In the days since Passion, I have had nothing to do however except sit and ponder. I have had all the time in the world to journal and dream and wonder and regret. And one thing keeps coming to the forefront of my mind.

It was this coming weekend, 2 years ago, that I first walked through the doors of a Sovereign Grace church. It was a little over 730 days ago that I was first introduced to this movement of churches. I can still remember that first Sunday very vividly in my head. The night before, I had looked up directions on Mapquest in my dorm room and hadn't really given it much thought other than that. The service starts at 10 AM. I left my dorm at 9:45 AM. First mistake. It takes 5 minutes to get off campus at 20 MPH. Bad start. Even worse, I start heading south on 13th St instead of north. It takes me about 5 minutes to realize this. So, by the time I'm heading the correct direction, it's already 10 AM. I almost gave up, and thought, I'll go next Sunday. But I didn't, and kept driving along.

I finally (after 3 more wrong turns) show up to the church around 10:20. It's the middle of worship I figure. I'm used to Baptist churches where you enter from the back and can sneak in quietly when you are late and figure who is going to notice you. I'm praying that this is the same situation at this new church.

But alas, God is a funny God. The church meets in a school (because, as we all know, church is about the body of people, not the building itself). They meet in the cafeteria of an elementary school, where the doors are located on the side, meaning you have to walk in and EVERYONE WILL SEE YOU. Even worse, they worship with the lights fully on-no dimmed mood lights here. Which means, as you walk in, LATE, you will catch everyone's eye.

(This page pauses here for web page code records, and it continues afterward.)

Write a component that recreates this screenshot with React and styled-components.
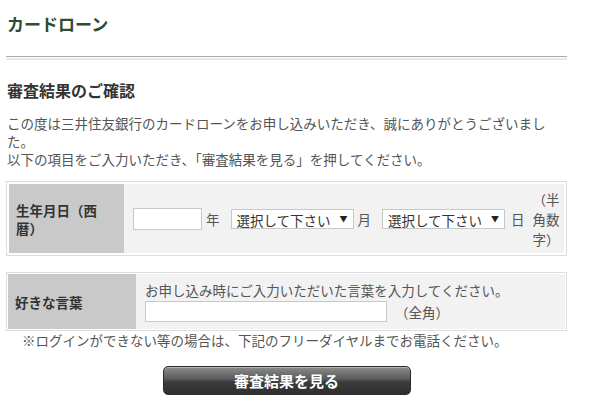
import React from 'react'
import styled, { createGlobalStyle } from 'styled-components'

const Global = createGlobalStyle`
    body {
        margin: 0;
        background: #fff;
        font-family: "Noto Sans CJK JP", "Noto Sans", sans-serif;
        color: #555;
    }
`

const Page = styled.div`
    width: 561px;
    padding: 0 0 0 6px;
`

const Title = styled.h1`
    margin: 12px 0 0 1px;
    font-size: 17px;
    line-height: 24px;
    font-weight: bold;
    color: #2e4c2e;
`

const Rule = styled.div`
    margin-top: 20px;
    height: 1px;
    border-top: 1px solid #a9a9a9;
    border-bottom: 2px solid #e8e8e8;
`

const Heading = styled.h2`
    margin: 19px 0 0 1px;
    font-size: 16px;
    line-height: 22px;
    font-weight: bold;
    color: #333;
`

const Lead = styled.p`
    margin: 13px 0 0 1px;
    font-size: 13.5px;
    line-height: 18px;
    color: #555;
`

const Box = styled.div`
    margin-top: ${p => p.$top}px;
    border: 1px solid #dcdcdc;
    padding: ${p => p.$pad}px;
    background: #fff;
`

const Row = styled.div`
    display: flex;
    height: ${p => p.$h}px;
    background: #f2f2f2;
`

const Label = styled.div`
    width: ${p => p.$w}px;
    flex: none;
    box-sizing: border-box;
    padding: 0 7px;
    display: flex;
    align-items: center;
    background: #c9c9c9;
    color: #333;
    font-size: 13.5px;
    line-height: 18px;
    font-weight: bold;
`

const Cell = styled.div`
    flex: 1;
    display: flex;
    flex-direction: ${p => (p.$column ? 'column' : 'row')};
    justify-content: center;
    align-items: ${p => (p.$column ? 'flex-start' : 'center')};
    padding: 0 9px;
    font-size: 13.5px;
    color: #555;
`

const TextInput = styled.input`
    width: ${p => p.$w}px;
    height: ${p => p.$h}px;
    box-sizing: border-box;
    border: 1px solid #c8c8c8;
    background: #fff;
    padding: 0 3px;
    margin: 0;
    font-size: 13.5px;
`

const Unit = styled.span`
    margin: 0 ${p => p.$after}px 0 ${p => p.$before}px;
    font-size: 13.5px;
    line-height: 18px;
    color: #555;
`

const SelectWrap = styled.div`
    position: relative;
    width: 123px;
    height: 20px;
`

const Select = styled.select`
    appearance: none;
    width: 100%;
    height: 100%;
    box-sizing: border-box;
    margin: 0;
    padding: 0 0 0 5px;
    border: 1px solid #c8c8c8;
    background: #fff;
    font-family: "Noto Sans CJK JP", sans-serif;
    font-size: 13.5px;
    color: #333;
`

const Arrow = styled.span`
    position: absolute;
    right: 6px;
    top: 3px;
    font-size: 8px;
    line-height: 14px;
    color: #222;
    pointer-events: none;
`

const Note = styled.span`
    width: 28px;
    margin-left: 2px;
    font-size: 13.5px;
    line-height: 20px;
    color: #555;
`

const Hint = styled.div`
    font-size: 13.5px;
    line-height: 18px;
    margin-bottom: 2px;
`

const InputLine = styled.div`
    display: flex;
    align-items: center;
`

const Caution = styled.p`
    margin: 0;
    padding-left: 16px;
    font-size: 13.5px;
    line-height: 18px;
    color: #555;
`

const Actions = styled.div`
    display: flex;
    justify-content: center;
    margin-top: 17px;
`

const Submit = styled.button`
    width: 248px;
    height: 29px;
    border: 1px solid #2c2c2c;
    border-radius: 5px;
    background: linear-gradient(#8c8c8c 0%, #5a5a5a 45%, #3c3c3c 55%, #2e2e2e 100%);
    box-shadow: inset 0 1px 0 rgba(255,255,255,0.35);
    color: #fff;
    font-family: "Noto Sans CJK JP", sans-serif;
    font-size: 15px;
    font-weight: bold;
    padding: 0;
`

const DateSelect = () => (
    <SelectWrap>
        <Select defaultValue="">
            <option value="">選択して下さい</option>
        </Select>
        <Arrow>▼</Arrow>
    </SelectWrap>
)

const App = () => {
    return (
        <Page>
            <Global />
            <Title>カードローン</Title>
            <Rule />
            <Heading>審査結果のご確認</Heading>
            <Lead>
                この度は三井住友銀行のカードローンをお申し込みいただき、誠にありがとうございました。<br />
                以下の項目をご入力いただき、「審査結果を見る」を押してください。
            </Lead>

            <Box $top={13} $pad={2}>
                <Row $h={69}>
                    <Label $w={115}>生年月日（西暦）</Label>
                    <Cell>
                        <TextInput $w={69} $h={22} />
                        <Unit $before={4} $after={11}>年</Unit>
                        <DateSelect />
                        <Unit $before={4} $after={11}>月</Unit>
                        <DateSelect />
                        <Unit $before={6} $after={6}>日</Unit>
                        <Note>（半角数字）</Note>
                    </Cell>
                </Row>
            </Box>

            <Box $top={16} $pad={1}>
                <Row $h={55}>
                    <Label $w={128}>好きな言葉</Label>
                    <Cell $column>
                        <Hint>お申し込み時にご入力いただいた言葉を入力してください。</Hint>
                        <InputLine>
                            <TextInput $w={242} $h={21} />
                            <Unit $before={8} $after={0}>（全角）</Unit>
                        </InputLine>
                    </Cell>
                </Row>
            </Box>
            <Caution>※ログインができない等の場合は、下記のフリーダイヤルまでお電話ください。</Caution>

            <Actions>
                <Submit>審査結果を見る</Submit>
            </Actions>
        </Page>
    )
}

export default App
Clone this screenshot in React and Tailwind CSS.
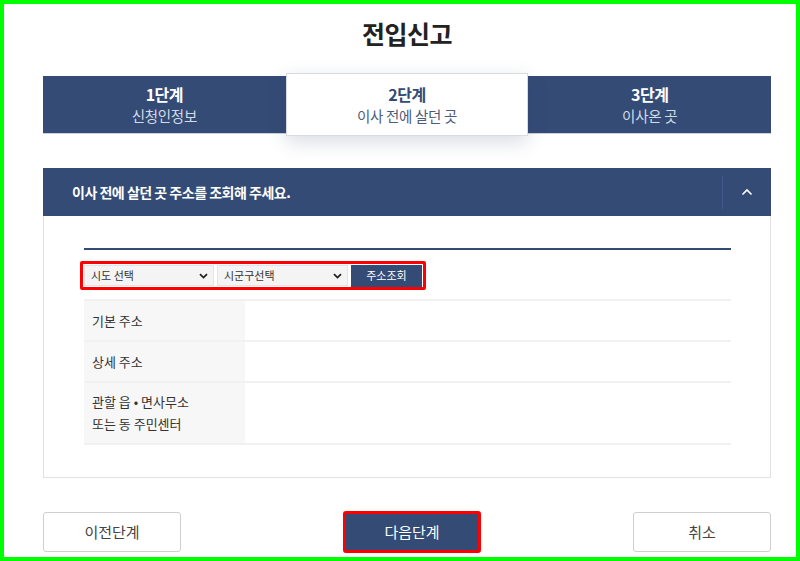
import React from "react";

const NAVY = "bg-[#344b76]";

function Chevron() {
  return (
    <svg width="9" height="6" viewBox="0 0 9 6" className="shrink-0">
      <path d="M1 1.2 L4.5 4.6 L8 1.2" fill="none" stroke="#222" strokeWidth="1.8" />
    </svg>
  );
}

export default function App() {
  return (
    <div
      className="w-[800px] h-[561px] box-border border-[4px] border-[#00ff00] bg-white overflow-hidden flex flex-col pl-[39px] pr-[25px]"
      style={{ fontFamily: '"Noto Sans CJK KR", "Noto Sans", sans-serif' }}
    >
      {/* Title */}
      <h1 className="mt-[14px] text-center text-[25px] leading-[30px] font-bold text-[#222] tracking-[-0.5px]">
        전입신고
      </h1>

      {/* Steps */}
      <div className={`mt-[28px] h-[58px] grid grid-cols-3 ${NAVY} border-b border-[#c9d1e0]`}>
        <div className="flex flex-col items-center justify-center text-white">
          <span className="text-[16px] leading-[22px] font-bold tracking-[-0.5px]">1단계</span>
          <span className="text-[14.5px] leading-[22px] text-[#d3dae7] tracking-[-0.3px]">신청인정보</span>
        </div>
        <div className="relative -mt-[3px] -mb-[3px] z-10 bg-white border border-[#d6dbe6] shadow-[0_6px_18px_rgba(40,60,100,0.18)] flex flex-col items-center justify-center">
          <span className="text-[16px] leading-[22px] font-bold text-[#344b76] tracking-[-0.5px]">2단계</span>
          <span className="text-[14.5px] leading-[22px] text-[#4d5b78] tracking-[-0.3px]">이사 전에 살던 곳</span>
        </div>
        <div className="flex flex-col items-center justify-center text-white">
          <span className="text-[16px] leading-[22px] font-bold tracking-[-0.5px]">3단계</span>
          <span className="text-[14.5px] leading-[22px] text-[#d3dae7] tracking-[-0.3px]">이사온 곳</span>
        </div>
      </div>

      {/* Panel */}
      <div className="mt-[34px] h-[310px] border border-[#e2e2e2] border-t-0 flex flex-col">
        <div className={`h-[48px] ${NAVY} flex items-center pl-[29px] -mx-px`}>
          <span className="flex-1 text-white text-[14px] font-bold tracking-[-0.5px]">
            이사 전에 살던 곳 주소를 조회해 주세요.
          </span>
          <div className="w-px h-[33px] bg-[#46598a]" />
          <div className="w-[48px] flex items-center justify-center">
            <svg width="12" height="8" viewBox="0 0 12 8">
              <path d="M1.5 6.5 L6 2 L10.5 6.5" fill="none" stroke="#fff" strokeWidth="1.6" />
            </svg>
          </div>
        </div>

        <div className="pl-[40px] pr-[39px] pt-[32px]">
          <div className="h-[2px] bg-[#344b76]" />

          {/* Search row */}
          <div className="mt-[11px] -ml-[4px] w-[346px] h-[29px] border-[3px] border-[#ff0000] rounded-[2px] flex items-center pl-px pr-[1px] gap-[3px]">
            <div className="w-[130px] h-[21px] bg-[#f4f4f4] border border-[#e4e4e4] flex items-center justify-between pl-[6px] pr-[5px]">
              <span className="text-[11px] text-[#333]">시도 선택</span>
              <Chevron />
            </div>
            <div className="w-[131px] h-[21px] bg-[#f4f4f4] border border-[#e4e4e4] flex items-center justify-between pl-[6px] pr-[5px]">
              <span className="text-[11px] text-[#333]">시군구선택</span>
              <Chevron />
            </div>
            <div className={`flex-1 h-[22px] ${NAVY} flex items-center justify-center`}>
              <span className="text-[11px] text-white">주소조회</span>
            </div>
          </div>

          {/* Table */}
          <div className="mt-[9px] border-t-2 border-[#f1f1f1]">
            <div className="flex h-[41px] border-b-2 border-[#f1f1f1]">
              <div className="w-[161px] bg-[#f7f7f7] flex items-center pl-[8px] text-[13px] text-[#333]">기본 주소</div>
              <div className="flex-1" />
            </div>
            <div className="flex h-[41px] border-b-2 border-[#f1f1f1]">
              <div className="w-[161px] bg-[#f7f7f7] flex items-center pl-[8px] text-[13px] text-[#333]">상세 주소</div>
              <div className="flex-1" />
            </div>
            <div className="flex h-[62px] border-b-2 border-[#f1f1f1]">
              <div className="w-[161px] bg-[#f7f7f7] flex flex-col justify-center pl-[8px] text-[13px] leading-[22px] text-[#333]">
                <span>관할 읍 • 면사무소</span>
                <span>또는 동 주민센터</span>
              </div>
              <div className="flex-1" />
            </div>
          </div>
        </div>
      </div>

      {/* Buttons */}
      <div className="mt-[33px] flex items-center">
        <button className="w-[138px] h-[40px] bg-white border border-[#cfcfcf] rounded-[3px] text-[15px] text-[#444]">
          이전단계
        </button>
        <button className={`ml-[162px] w-[138px] h-[42px] ${NAVY} border-[3px] border-[#ff0000] rounded-[3px] text-[15px] text-white`}>
          다음단계
        </button>
        <button className="ml-[152px] w-[138px] h-[40px] bg-white border border-[#cfcfcf] rounded-[3px] text-[15px] text-[#444]">
          취소
        </button>
      </div>
    </div>
  );
}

What will they think? They're going to not like me because I am late. I hope I'm dressed ok. What if I can't find Joe and Tara and other people I know? What if they didn't even come this Sunday? What if I have to sit by myself? Man. I'm such a loser. I should just get back in my car and go home. So, instead of walking in at 10:20, I stand in the little foyer, trying to hide from all these strangers, fearful of what they would think of me.

Now, get this. It's gets worse. Some member at the church was also running late. And she's walking up and doesn't know me so she introduces herself and asks if I want to walk in with her. I LIE and say "That's ok. I'm waiting for a friend." This way, maybe she'll walk in there and say "Don't judge the girl who is about to walk in really late. She's waiting for a friend. That's why she's late. It's not her fault."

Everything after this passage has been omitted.